My linen (the top fabric) was 58″ / 1.5m wide and I only had a yard of it. I cut two 12.5″ / 31.5cm tall pieces across the width of the fabric for the length I needed. I cut one of these pieces in half and sewed them, at the short end, to the two ends of the longer piece. This way the seam was not in the center of my table runner top. In the end, because of the quilting of the runner, this didn’t matter but I was concerned that seam would stick out like a sore thumb.
My backing fabric was 2 1/2 yards / 2 1/3 meters long, long enough to cut the back in one piece, lengthwise. The placemat backs and napkins were cut out of this fabric too.
A thin batting is placed between the top and back. Consider using insulated batting because the runner is likely to have hot dishes placed on it. The batting will also need to be seamed together unless you buy or have a very long piece of it.
If you do use insulated batting try to avoid using pins until everything is definitely in place. Holes pierced in insulated batting with pins or needles remain permanent holes in the insulation material which will render it far less effective (So avoid over quilting it too).
After your top, batting and backing fabrics are all made to the length you desire it’s time to put them together. Place the back, right side down on your work surface. Lay the batting on top of this and the top fabric on top of the batting right side facing you. Hold together with clips if you have them. If you use pins and insulated batting, pin only along the edges. (I use small binder clips from the office supply store but there are clips on the market sold to quilters; Wonderclips. A lot of people love them. I haven’t used them)
To quilt the runner through all three layers use a walking foot or even feed foot if you have one. The design is up to you. When you put the binding on around the edge the runner will be sealed together. Right now you want to sew through the layers enough to hold the middle together through the washings and over time.
I started the quilting by stitching in the ditch of the seams where the top was pieced together. I wanted to hide the seaming by making it look like a line of quilting stitches. From these lines of stitches, I marked parallel lines roughly the same distance from each other (evenly spaced did not work out in the middle 😉 (improv). The repeating parallel lines made the seaming disappear even more. Again, quilt how you want but just don’t quilt too much if using insulated batting.
To make the binding cut strips of the same fabric used for the placemat tops 4″ wide or strips from 6 to 7 fabrics if you didn’t make placemats. Directional fabrics can be cut on the cross grain and on the length grain to mix it up a little. Piece the strips together, some long, some short, some very short, until you have a strip equal to the perimeter of the table runner plus about 12″ / 30cm to fold around the corners and overlap the ends for a clean finish. All the seams should be pressed to one side or pressed open; your choice.

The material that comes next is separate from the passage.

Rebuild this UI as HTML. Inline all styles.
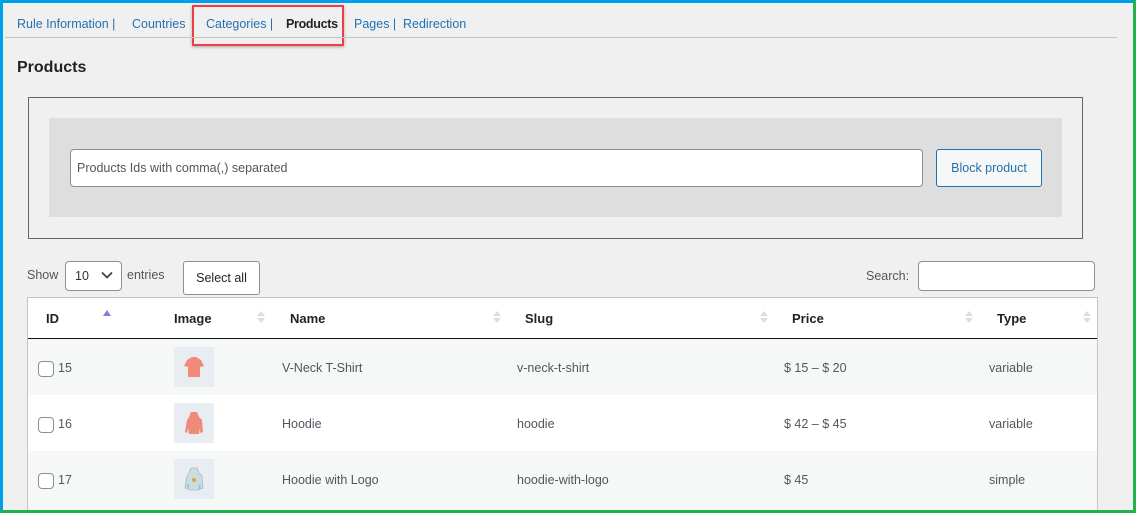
<!DOCTYPE html>
<html><head><style>
*{margin:0;padding:0;box-sizing:border-box}
body{width:1136px;height:513px;overflow:hidden;background:#f0f0f1;font-family:"Liberation Sans",sans-serif;font-size:12.5px;color:#50575e;position:relative}
.a{position:absolute;white-space:nowrap}
.tab{color:#2271b1;top:17px;font-size:12.5px}
.sort{position:absolute;width:8px;height:14px}
.sort:before,.sort:after{content:"";position:absolute;left:0;border-left:4px solid transparent;border-right:4px solid transparent}
.sort:before{top:0;border-bottom:5px solid #ddd}
.sort:after{top:7px;border-top:5px solid #ddd}
.th{position:absolute;top:311px;font-weight:bold;color:#1d2327;font-size:13px}
.cb{position:absolute;left:38px;width:16px;height:16px;border:1px solid #8c8f94;border-radius:4px;background:#fff}
.img{position:absolute;left:174px;width:40px;height:40px;background:#e8edf1}
</style></head><body>
<div class="a" style="left:0;top:0;width:1136px;height:3px;background:#00a0e9"></div>
<div class="a" style="left:0;top:0;width:3px;height:513px;background:#00a0e9"></div>
<div class="a" style="right:0;top:0;width:3px;height:513px;background:#22b14c"></div>
<div class="a" style="left:0;bottom:0;width:1136px;height:3px;background:#22b14c"></div>

<div class="a tab" style="left:17px">Rule Information |</div>
<div class="a tab" style="left:132px">Countries</div>
<div class="a tab" style="left:206px">Categories |</div>
<div class="a" style="left:286px;top:17px;font-weight:bold;color:#1d2327;font-size:12.5px;letter-spacing:-0.3px">Products</div>
<div class="a tab" style="left:354px">Pages |</div>
<div class="a tab" style="left:403px">Redirection</div>
<div class="a" style="left:192px;top:5px;width:152px;height:41px;border:2px solid #f03c46;box-shadow:0 1px 3px rgba(0,0,0,.3)"></div>
<div class="a" style="left:5px;top:37px;width:1112px;height:1px;background:#c3c4c7"></div>

<div class="a" style="left:17px;top:59px;font-size:16px;font-weight:bold;color:#1d2327">Products</div>

<div class="a" style="left:28px;top:97px;width:1055px;height:142px;border:1px solid #666"></div>
<div class="a" style="left:49px;top:118px;width:1013px;height:99px;background:#dedede"></div>
<div class="a" style="left:70px;top:149px;width:853px;height:38px;background:#fff;border:1px solid #8c8f94;border-radius:4px;padding:11px 6px;color:#50575e">Products Ids with comma(,) separated</div>
<div class="a" style="left:936px;top:149px;width:106px;height:38px;background:#f6f7f7;border:1px solid #2271b1;border-radius:3px;color:#2271b1;text-align:center;line-height:36px">Block product</div>

<div class="a" style="left:27px;top:268px">Show</div>
<div class="a" style="left:65px;top:261px;width:57px;height:30px;background:#fff;border:1px solid #8c8f94;border-radius:4px;padding:7px 9px;color:#2c3338">10</div>
<svg class="a" style="left:101px;top:271px" width="12" height="8"><path d="M1 1.5l5 5 5-5" stroke="#3c434a" stroke-width="1.8" fill="none"/></svg>
<div class="a" style="left:127px;top:268px">entries</div>
<div class="a" style="left:183px;top:261px;width:77px;height:34px;background:#fff;border:1px solid #8c8f94;border-radius:3px;text-align:center;line-height:32px;color:#1d2327">Select all</div>
<div class="a" style="left:866px;top:269px">Search:</div>
<div class="a" style="left:918px;top:261px;width:177px;height:30px;background:#fff;border:1px solid #8c8f94;border-radius:4px"></div>

<div class="a" style="left:27px;top:297px;width:1071px;height:213px;background:#fff;border:1px solid #c3c4c7;border-bottom:none"></div>
<div class="a" style="left:28px;top:338px;width:1069px;height:1px;background:#111"></div>
<div class="a" style="left:28px;top:339px;width:1069px;height:56px;background:#f6f7f7"></div>
<div class="a" style="left:28px;top:451px;width:1069px;height:59px;background:#f6f7f7"></div>

<div class="th" style="left:46px">ID</div>
<div class="a" style="left:103px;top:310px;border-left:4px solid transparent;border-right:4px solid transparent;border-bottom:6px solid #7b7fd6"></div>
<div class="th" style="left:174px">Image</div><div class="sort" style="left:257px;top:311px"></div>
<div class="th" style="left:290px">Name</div><div class="sort" style="left:493px;top:311px"></div>
<div class="th" style="left:525px">Slug</div><div class="sort" style="left:760px;top:311px"></div>
<div class="th" style="left:792px">Price</div><div class="sort" style="left:965px;top:311px"></div>
<div class="th" style="left:997px">Type</div><div class="sort" style="left:1083px;top:311px"></div>

<div class="cb" style="top:361px"></div><div class="a" style="left:58px;top:361px">15</div>
<div class="img" style="top:347px"><svg width="40" height="40"><path d="M13 13l5-3h4l5 3 3 6-4 1v10H14V20l-4-1z" fill="#f08a7a"/></svg></div>
<div class="a" style="left:282px;top:361px">V-Neck T-Shirt</div>
<div class="a" style="left:517px;top:361px">v-neck-t-shirt</div>
<div class="a" style="left:784px;top:361px">$ 15 – $ 20</div>
<div class="a" style="left:989px;top:361px">variable</div>

<div class="cb" style="top:417px"></div><div class="a" style="left:58px;top:417px">16</div>
<div class="img" style="top:403px"><svg width="40" height="40"><path d="M17 9h6l2 5 3 3 1 12-3 1v-5l-1 6H15l-1-6-1 5-2-1 2-12 2-3z" fill="#f08a7a"/></svg></div>
<div class="a" style="left:282px;top:417px">Hoodie</div>
<div class="a" style="left:517px;top:417px">hoodie</div>
<div class="a" style="left:784px;top:417px">$ 42 – $ 45</div>
<div class="a" style="left:989px;top:417px">variable</div>

<div class="cb" style="top:473px"></div><div class="a" style="left:58px;top:473px">17</div>
<div class="img" style="top:459px"><svg width="40" height="40"><path d="M17 9h6l2 5 3 3 1 12-3 1v-5l-1 6H15l-1-6-1 5-2-1 2-12 2-3z" fill="#c9dde3" stroke="#9ab" stroke-width=".6"/><circle cx="20" cy="21" r="2" fill="#d9a441"/></svg></div>
<div class="a" style="left:282px;top:473px">Hoodie with Logo</div>
<div class="a" style="left:517px;top:473px">hoodie-with-logo</div>
<div class="a" style="left:784px;top:473px">$ 45</div>
<div class="a" style="left:989px;top:473px">simple</div>
</body></html>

Fold the binding in half lengthwise and press. Fold in the long raw edges of the binding to meet in the center crease you just made. Press as you go. When done you will have a very long strip folded three times and one inch wide (double folded binding).
To attach the binding to the table runner start laying it down on one of the longer sides. Do not start in a corner. Start at least 12″ / 30cm in from the corner. Open up the binding once and place the raw edge of the table runner up against the center crease of the binding. Fold the binding, sandwiching the raw edge of the table runner.
Leave the first five inches of the binding loose and unpinned. Pin the binding to the runner up to the first corner. (Yes, this time I pinned since it was on the edge, and now the layers are lined up, sewn together, and wouldn’t be moving or adjusted.)
You will start sewing at the first pin, leaving the first 5″ / 12cm of binding unattached. Sew down the binding about 1/8″ / 2.5mm in from the inner folded edge. (use that walking foot if you have one if not, take your time and try to keep the top fabric from creeping forward too much). You want to catch the binding on the back side of the runner in this stitch too. Stop sewing 1/8″ / 2.5mm from the corner. Backstitch and remove the table runner from the sewing machine.
To go around the corner, fold the binding straight down along the next edge of the table runner. Enclose the edge with the binding as you did on the first edge forming a nice, 45-degree mitered corner. Pin the binding in place and sew down the binding as before.
Stop 1/8″ / 2.5mm from the next corner and back stitch as you did for the first corner. Repeat the method for turning the corners until all four corners are bound.
On the last edge, which is the edge you started sewing the binding to, stop sewing 10″ / 25cm (from the point where you started sewing the binding down. Back stitch and clip the threads. Cut the end of the binding so it overlaps the start of the binding only a 1/2″ / 1 cm. (If the ends don’t overlap, add another piece to extend the binding. This is an upside to piecing your binding, right?)
Unfold the short ends of the beginning and end of the binding and sew them, right sides together, using 1/4″ / 5mm seam allowance (the 1/2″ / 1cm overlap). Finger press the seam allowances open. Refold the binding lengthwise and position it in place over the raw edge of the table runner. Stitch down the last remaining inches backstitching at both ends.
Check that the binding was caught on the backside. Fix any spots that may have escaped the stitches. Press the binding and enjoy your new table runner.
Coordinating napkins can be made from the solid linen or one of the many fabrics used for the binding. I made six napkins out of the remaining backing fabric. They had to be smaller than I wanted but I was able to cut them 10 1/2″ / 26.5cm square and used a 1/2″ / .5cm hem allowance on all sides.
The fabric is a print, so the napkins have a right and wrong side. These are not formal napkins but they’re fine for wiping away cranberry sauce from you face. Here’s how to make cloth napkins. There is more pressing than sewing involved.
I thought the Thanksgiving table looked pretty nice this year. The project was quick going, used up some of the fabric stash, and brought fabrics, colors, and prints I enjoy to another room in the house.
Dress up your table. This doesn’t have to be for special dinners only. Your own favorite fabrics and colors under your granola is a nice way to start your day or someone else’s day; a set of placemats and napkins and/or the table runner would make a special gift.